During the early years of their marriage, Tim and Bethany enjoyed a healthy, satisfying sexual relationship.
Neither imagined that one day intimacy would become one of the greatest sources of pain in their marriage.
As the years passed, Bethany’s interest in sex gradually declined.
Weeks without intimacy became months. Sometimes two or three months would pass before they made love again.
Tim was confused.
Whenever he attempted to initiate sex, Bethany usually had a reason for saying no. She was tired. She had a headache. She wasn’t in the mood. Tomorrow would be better.
Tomorrow rarely came.
When Tim tried discussing the issue, Bethany occasionally explained that she didn’t feel emotionally connected to him.
She wished he spent more quality time with her, showed more affection, or pursued her romantically instead of expressing interest only when he wanted sex.
Tim listened.
He planned dates, bought flowers, became more affectionate, and tried to be more intentional about spending time together.
Although Bethany appreciated his efforts, very little changed.
Tim felt trapped.
Having an affair violated everything they believed about marriage. Masturbation only left him feeling guilty and discouraged. He wasn’t looking for another woman.

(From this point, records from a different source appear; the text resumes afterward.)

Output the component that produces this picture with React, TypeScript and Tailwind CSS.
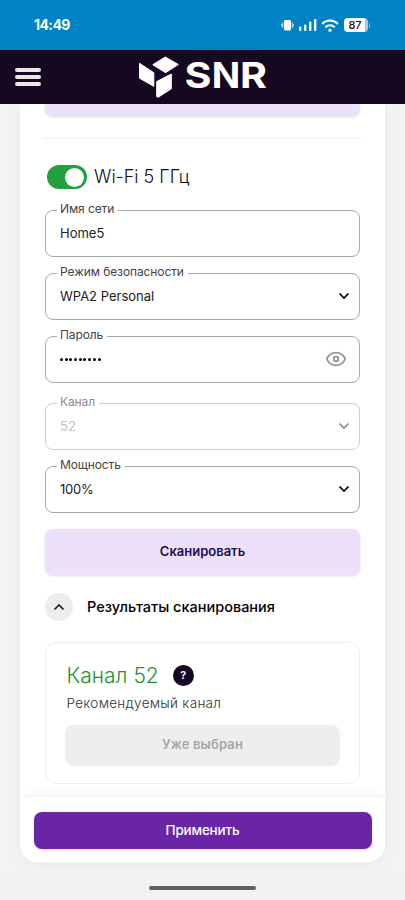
import React from 'react';
import clsx from 'clsx';

type FieldProps = {
  label: string;
  value: string;
  kind?: 'text' | 'select' | 'password';
  disabled?: boolean;
  valueClass?: string;
  className?: string;
};

const Chevron: React.FC<{ className?: string }> = ({ className }) => (
  <svg viewBox="0 0 12 8" className={className} fill="none" stroke="currentColor" strokeWidth="1.7">
    <path d="M1.500 1.500 6 6l4.500-4.500" />
  </svg>
);

const EyeIcon = () => (
  <svg viewBox="0 0 22 16" className="h-4 w-[22px] text-[#929292]" fill="none" stroke="currentColor" strokeWidth="1.7">
    <path d="M1.800 8C3.500 4 6.900 1.700 11 1.700S18.500 4 20.200 8C18.500 12 15.100 14.300 11 14.300S3.500 12 1.800 8Z" />
    <circle cx="11" cy="8" r="2.300" />
  </svg>
);

const Field: React.FC<FieldProps> = ({ label, value, kind = 'text', disabled, valueClass, className }) => (
  <div className={clsx('relative flex h-[47px] shrink-0 items-center justify-between rounded-lg border pb-px pl-[14px]', disabled ? 'border-[#cfcfcf]' : 'border-[#a9a9a9]', className)}>
    <span
      className={clsx(
        'absolute -top-[10px] left-[11px] bg-white pr-1 pl-[3px] text-[12px] leading-4 tracking-[-0.1px] whitespace-nowrap',
        disabled ? 'text-[#8b8b8b]' : 'text-[#444]',
      )}
    >
      {label}
    </span>
    {kind === 'password' ? (
      <span className="flex gap-[1.700px]">
        {value.split('').map((_, i) => (
          <i key={i} className="size-[3px] rounded-full bg-black" />
        ))}
      </span>
    ) : (
      <span className={clsx('text-[13px] leading-5', disabled ? 'text-[#c4c4c4]' : 'text-[#222]', valueClass)}>{value}</span>
    )}
    {kind === 'select' && <Chevron className={clsx('mr-[9px] h-2 w-3', disabled ? 'text-[#8c8c8c]' : 'text-black')} />}
    {kind === 'password' && <span className="mr-3"><EyeIcon /></span>}
  </div>
);

const StatusBar = () => (
  <div className="flex h-[50px] shrink-0 items-center justify-between bg-[#0083c6] pr-[35px] pl-[34px] text-white">
    <span className="text-[14px] leading-4 font-bold tracking-[-0.6px]">14:49</span>
    <div className="flex items-center">
      <svg viewBox="0 0 13 12" className="h-3 w-[13px]" fill="currentColor">
        <rect x="3" y="1" width="7" height="10.500" rx="1.200" />
        <path d="M1.200 3.500h1v5.500h-1zM10.800 3.500h1v5.500h-1zM0 5h.7v2.500H0zM12.300 5h.7v2.500h-.7z" opacity=".8" />
      </svg>
      <svg viewBox="0 0 18 12" className="ml-[5px] h-3 w-[18px]" fill="currentColor">
        <rect x="0" y="7.500" width="2.400" height="4.500" rx="1" />
        <rect x="5" y="5.500" width="2.400" height="6.500" rx="1" />
        <rect x="10" y="2.500" width="2.400" height="9.500" rx="1" />
        <rect x="15" y="0" width="2.400" height="12" rx="1" />
      </svg>
      <svg viewBox="0 0 18 13" className="ml-[4px] h-[13px] w-[18px]" fill="none" stroke="currentColor" strokeWidth="2">
        <path d="M1.200 5C5.500.4 12.500.4 16.800 5M4.300 8.300c2.700-2.700 6.700-2.700 9.400 0" />
        <circle cx="9" cy="11.200" r="1.600" fill="currentColor" stroke="none" />
      </svg>
      <span className="ml-[5px] flex h-[14px] w-6 items-center justify-center rounded-[4px] bg-gradient-to-r from-white from-87% to-[#9bcbe8] to-87% pr-px text-[11px] leading-none font-medium text-[#111]">
        87
      </span>
      <i className="ml-[1.500px] h-[5px] w-px rounded-r bg-[#7cbce0]" />
    </div>
  </div>
);

const Header = () => (
  <header className="grid h-[54px] shrink-0 grid-cols-[138px_1fr] items-center bg-[#170822]">
    <div className="ml-[15px] flex w-[25.500px] flex-col gap-[3px]">
      <i className="h-1 rounded-full bg-[#e8e8e8]" />
      <i className="h-1 rounded-full bg-[#e8e8e8]" />
      <i className="h-1 rounded-full bg-[#e8e8e8]" />
    </div>
    <svg viewBox="0 0 130 44" className="h-11 w-[130px]" fill="#fff">
      <g stroke="#fff" strokeWidth="1" strokeLinejoin="round">
        <path d="m14.800 9.700 12.500-7.700 13 7.500-12.700 8.200Z" />
        <path d="m1.500 8.300 14.300 9.400v13.600L1.500 23.200Z" />
        <path d="M18.700 26.600 33.300 19v14.800L20.300 42.200l-1.600-.5Z" />
      </g>
      <text y="33" fontFamily="Inter, sans-serif" fontSize="35.500" fontWeight="700">
        <tspan x="46.500" textLength="27" lengthAdjust="spacingAndGlyphs">S</tspan>
        <tspan x="73.700" textLength="28.500" lengthAdjust="spacingAndGlyphs">N</tspan>
        <tspan x="102" textLength="27" lengthAdjust="spacingAndGlyphs">R</tspan>
      </text>
    </svg>
  </header>
);

const ScanResult = () => (
  <div className="mt-[21px] flex h-[142px] shrink-0 flex-col rounded-xl border border-[#ececec] px-5 pt-[19px]">
    <div className="flex h-[27px] items-center gap-[14px] pl-[0.500px]">
      <span className="text-[21px] leading-[27px] font-light text-[#25912f]">Канал 52</span>
      <span className="flex size-[21px] items-center justify-center rounded-full bg-[#170822] text-[11px] font-semibold text-white">?</span>
    </div>
    <p className="mt-[5px] pl-[0.500px] text-[13.500px] leading-[18px] font-light tracking-[0.300px] text-[#333]">Рекомендуемый канал</p>
    <button className="mt-[13px] h-[39px] w-[273px] shrink-0 rounded-lg bg-[#eee] text-[13px] font-semibold tracking-[0.150px] text-[#a6a6a6] shadow-[0_1px_3px_rgba(0,0,0,0.14)]">
      Уже выбран
    </button>
  </div>
);

export default function App() {
  return (
    <div className="flex h-[900px] w-[405px] flex-col overflow-hidden bg-[#f3f3f3] font-['Inter',sans-serif]">
      <StatusBar />
      <Header />
      <main className="mx-5 flex h-[758px] shrink-0 flex-col overflow-hidden rounded-b-[18px] bg-white shadow-[0_2px_16px_rgba(0,0,0,0.04)]">
        <div className="flex h-[694px] shrink-0 flex-col px-[25px]">
          <div className="h-3 shrink-0 rounded-b-lg bg-[#ece0fa] shadow-[0_1px_3px_rgba(0,0,0,0.14)]" />
          <hr className="-mx-0.5 mt-[22px] border-[#eee]" />
          <div className="mt-[26px] flex h-6 shrink-0 items-center gap-[7px] pl-0.5">
            <span className="flex h-6 w-10 items-center justify-end rounded-full bg-[#249f3e] pr-[3px]">
              <i className="size-[19px] rounded-full bg-white" />
            </span>
            <h2 className="-mt-px text-[18px] leading-6 font-light text-[#111]">Wi-Fi 5 ГГц</h2>
          </div>
          <Field className="mt-[21px]" label="Имя сети" value="Home5" />
          <Field className="mt-4" label="Режим безопасности" value="WPA2 Personal" kind="select" />
          <Field className="mt-4" label="Пароль" value="•••••••••" kind="password" />
          <Field className="mt-5" label="Канал" value="52" kind="select" disabled />
          <Field className="mt-4" label="Мощность" value="100%" kind="select" valueClass="tracking-[-0.2px]" />
          <button className="mt-4 h-[46px] shrink-0 rounded-lg bg-[#ece0fa] text-[13px] font-semibold text-[#250a4d] shadow-[0_1px_3px_rgba(0,0,0,0.14)]">
            Сканировать
          </button>
          <div className="mt-[18px] flex h-7 shrink-0 items-center gap-[14px]">
            <span className="flex size-7 items-center justify-center rounded-full bg-[#ededed]">
              <Chevron className="h-2 w-3 rotate-180 text-[#222]" />
            </span>
            <h3 className="text-[14.500px] leading-5 font-medium text-black">Результаты сканирования</h3>
          </div>
          <ScanResult />
        </div>
        <footer className="flex h-16 shrink-0 bg-white px-[13.500px] pt-[14px] shadow-[0_-2px_12px_rgba(0,0,0,0.05)]">
          <button className="h-[37px] flex-1 rounded-lg bg-[#6a25a6] text-[13.500px] font-medium tracking-[-0.2px] text-white shadow-[0_1px_3px_rgba(0,0,0,0.14)]">
            Применить
          </button>
        </footer>
      </main>
      <div className="mt-[15px] flex h-[23px] shrink-0 justify-center bg-[#f1f2f4] pt-[9px]">
        <i className="h-[3.500px] w-[107px] rounded-full bg-[#606060]" />
      </div>
    </div>
  );
}
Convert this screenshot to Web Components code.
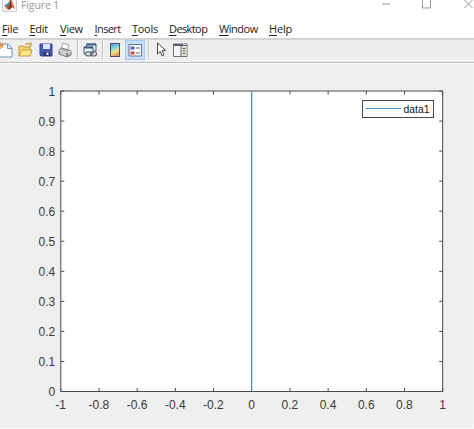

He simply longed for the intimacy he once shared with his wife.
Eventually, the frustration became so overwhelming that the couple sought marriage counseling.
Bethany’s Story
Bethany admitted she knew sex was important to Tim.
She also knew her lack of interest had deeply hurt him.
What Tim couldn’t understand was that desire didn’t simply appear because she knew sex mattered.
She often felt emotionally drained by the demands of work, home, and everyday responsibilities.
By the end of the day, physical intimacy felt like another expectation rather than an invitation to connect.
She also acknowledged that over time, sex had become associated with pressure.
The more Tim pursued intimacy, the more she felt guilty for disappointing him. Ironically, the guilt made her withdraw even further.
Bethany insisted she loved her husband.
She simply didn’t know how to reconnect with the desire she once felt.
Tim’s Story
Tim entered counseling feeling rejected.
For years he had interpreted Bethany’s lack of sexual interest as a sign that she no longer desired him.
Each rejection chipped away at his confidence and left him wondering if he was asking for something unreasonable.
He repeatedly questioned himself.
“Am I expecting too much?”
“Should I just stop asking?”
“How long is a husband supposed to live this way?”
Tim admitted that the loneliness was becoming almost unbearable.
He didn’t crave sex merely for physical release.
He craved closeness.
To him, sexual intimacy was one of the primary ways he experienced love, connection, and reassurance within the marriage.
The Counseling Process
It quickly became apparent that the problem was larger than sexual frequency.
The issue involved emotional connection, communication, expectations, and differing patterns of desire.
Both Tim and Bethany carried wounds.
Tim experienced repeated rejection.
Bethany experienced increasing pressure.
Neither felt fully understood by the other.
Counseling helped them move away from blaming one another and begin exploring the emotional dynamics beneath the surface.
Tim learned to express his longing for intimacy without making Bethany feel pursued or pressured.
Bethany learned that physical intimacy was not merely one of Tim’s desires.
It was one of the primary ways he experienced emotional closeness and security in their marriage.
Together they began rebuilding emotional connection outside the bedroom while also recognizing that a healthy sexual relationship requires intentionality from both spouses.
Neither could expect the relationship to improve if only one partner carried responsibility for change.
Can This Marriage Survive?
Differences in sexual desire are among the most common struggles married couples face.
Unfortunately, many couples spend years arguing about frequency while never addressing the deeper issues beneath the surface.
For one spouse, sex may primarily represent physical pleasure.
For the other, it may represent emotional closeness, acceptance, reassurance, and love.
When those needs go unmet for long periods, resentment, loneliness, and misunderstanding often follow.
Healthy marriages recognize that sexual intimacy is not simply another obligation or another demand.
It is one of God’s gifts to strengthen the emotional, physical, and spiritual bond between husband and wife.
Like every other part of marriage, it flourishes when both spouses seek to understand and care for one another’s needs.
Outcome
Over the following months, Tim and Bethany stopped measuring progress by counting how often they had sex.
Instead, they focused on rebuilding friendship, communication, affection, and emotional safety.
As pressure decreased and understanding increased, physical intimacy gradually returned as a natural expression of their growing closeness.
Neither spouse received everything they wanted overnight.
But both became committed to meeting one another’s needs instead of defending their own positions.
One evening, Tim reflected on what had changed.
“I thought our biggest problem was the lack of sex,” he said. “What I discovered was that we had stopped understanding each other.”
Their marriage survived because they learned that lasting intimacy is built on more than physical desire.
It grows where love, understanding, and mutual sacrifice meet.